This is the course guidebook that accompanies the 36 lecture “Great Course” of the same name. It is essentially an abbreviated transcript of each lecture, some related reading, and some questions. (I watched the lectures, which is what I am reviewing here, and am using the book simply as an aide-memoire.)
This is fascinating. The first 24 lectures are on biochemistry: all the complex molecules and reaction pathways in living cells, that break down inputs, build up the molecules we need, along with producing and consuming chemical energy. On the one hand, there is a pile of unmemorable and complicated names. On the other hand, the diagrams show that the molecules in the pathways typically change just an atom or two, or a small group, at a time. This shows both the incremental nature of many of the pathways, and how nevertheless a small change can have a large effect. All the various processes are carefully regulated by other processes, and everything interacts. Nasty diseases occur when things go wrong.

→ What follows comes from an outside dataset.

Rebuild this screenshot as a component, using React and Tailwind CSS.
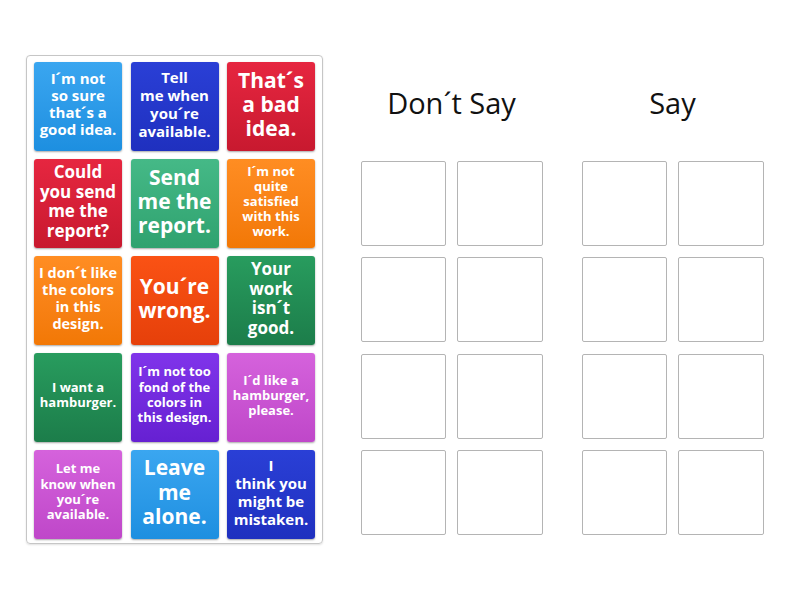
import React from "react";

const tiles = [
  { lines: ["I´m not", "so sure", "that´s a", "good idea."], bg: "bg-linear-to-b from-[#3aa6f0] to-[#1d8fe0]", text: "text-[15px] leading-[17px]" },
  { lines: ["Tell", "me when", "you´re", "available."], bg: "bg-linear-to-b from-[#2a3fd6] to-[#1f30bf]", text: "text-[15px] leading-[18px]" },
  { lines: ["That´s", "a bad", "idea."], bg: "bg-linear-to-b from-[#e62640] to-[#c8192f]", text: "text-[21px] leading-[24px]" },
  { lines: ["Could", "you send", "me the", "report?"], bg: "bg-linear-to-b from-[#e62640] to-[#c8192f]", text: "text-[17px] leading-[19.5px]" },
  { lines: ["Send", "me the", "report."], bg: "bg-linear-to-b from-[#45b987] to-[#2fa26f]", text: "text-[21px] leading-[24px]" },
  { lines: ["I´m not", "quite", "satisfied", "with this", "work."], bg: "bg-linear-to-b from-[#ff8d22] to-[#f27805]", text: "text-[13px] leading-[15px]" },
  { lines: ["I don´t like", "the colors", "in this", "design."], bg: "bg-linear-to-b from-[#ff8d22] to-[#f27805]", text: "text-[14.5px] leading-[17px]" },
  { lines: ["You´re", "wrong."], bg: "bg-linear-to-b from-[#fa5214] to-[#e6400a]", text: "text-[21px] leading-[24px]" },
  { lines: ["Your", "work", "isn´t", "good."], bg: "bg-linear-to-b from-[#289c5e] to-[#1c7d4a]", text: "text-[17px] leading-[19.5px]" },
  { lines: ["I want a", "hamburger."], bg: "bg-linear-to-b from-[#289c5e] to-[#1c7d4a]", text: "text-[13px] leading-[15px]" },
  { lines: ["I´m not too", "fond of the", "colors in", "this design."], bg: "bg-linear-to-b from-[#8034ea] to-[#6620d2]", text: "text-[13px] leading-[15.3px]" },
  { lines: ["I´d like a", "hamburger,", "please."], bg: "bg-linear-to-b from-[#d562dc] to-[#bf47c9]", text: "text-[13px] leading-[15px]" },
  { lines: ["Let me", "know when", "you´re", "available."], bg: "bg-linear-to-b from-[#d562dc] to-[#bf47c9]", text: "text-[13px] leading-[15.3px]" },
  { lines: ["Leave", "me", "alone."], bg: "bg-linear-to-b from-[#3aa6f0] to-[#1d8fe0]", text: "text-[21px] leading-[24.5px]" },
  { lines: ["I", "think you", "might be", "mistaken."], bg: "bg-linear-to-b from-[#2a3fd6] to-[#1f30bf]", text: "text-[15px] leading-[18px]" },
];

function Tile({ tile }) {
  return (
    <div
      className={`w-[88px] h-[89px] pb-[5px] rounded-[3px] flex items-center justify-center text-center text-white font-bold shadow-[0_1px_2px_rgba(0,0,0,0.35)] ${tile.bg}`}
    >
      <div className={tile.text}>
        {tile.lines.map((line, i) => (
          <div key={i} className="whitespace-nowrap">
            {line}
          </div>
        ))}
      </div>
    </div>
  );
}

function DropGroup({ title }) {
  return (
    <div className="w-[183px] flex flex-col items-center">
      <h2 className="text-[29px] leading-[40px] text-[#111] font-normal">{title}</h2>
      <div className="mt-[38px] grid grid-cols-[85px_86px] gap-x-[11px] gap-y-[11.3px]">
        {Array.from({ length: 8 }).map((_, i) => (
          <div
            key={i}
            className="h-[85px] border border-[#b4b4b4] rounded-[2px] bg-white"
          />
        ))}
      </div>
    </div>
  );
}

export default function App() {
  return (
    <div className="w-[800px] h-[600px] bg-white flex items-start font-['Open_Sans',sans-serif]">
      <div className="ml-[26px] mt-[55px] w-[297px] h-[489px] border border-[#c6c6c6] rounded-[4px] shadow-[0_1px_2px_rgba(0,0,0,0.12)] pt-[6px] pl-[7px]">
        <div className="grid grid-cols-[88px_88px_88px] gap-x-[8.5px] gap-y-[8px]">
          {tiles.map((tile, i) => (
            <Tile key={i} tile={tile} />
          ))}
        </div>
      </div>
      <div className="ml-[37px] mt-[83px] flex gap-[38px]">
        <DropGroup title="Don´t Say" />
        <DropGroup title="Say" />
      </div>
    </div>
  );
}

The final 12 lectures are on molecular biology: the chemistry of DNA, RNA and protein manufacture. This is even more complicated – the description of DNA replication is mind-blowing: the two strands are copied using completely different mechanisms because one of them has to be copied “backwards” – and everything has a bit more wiggle room. For example, I discovered that some of the tRNAs that translate from RNA triplets to protein amino acids have a “wobbly base” that isn’t one of the four standard RNA bases. Regulation of protein expression can happen in many places at many levels: the DNA is wound up and needs to be unravelled for the genes to be accessed for transcription; transcription factors (themselves proteins) promote and repress transcription; operons (clusters of related genes) are controlled together by a single promoter; different subsets of exons are expressed in different places and times as the “naive” mRNA is spliced to form the “mature” mRNA; mRNAs are degraded; and mature mRNA translation can be block. I expect there are more!
And these processes are fast, and expensive. To power it all, we manufacture our own body-weight of the energy molecule ATP every day, and degrade it again, in a ceaseless cycle.
I won’t remember all the chemical names (or the songs…). It did help having some background from a previous course on organic chemistry. What I will remember is the amazing complexity built from relative simplicity.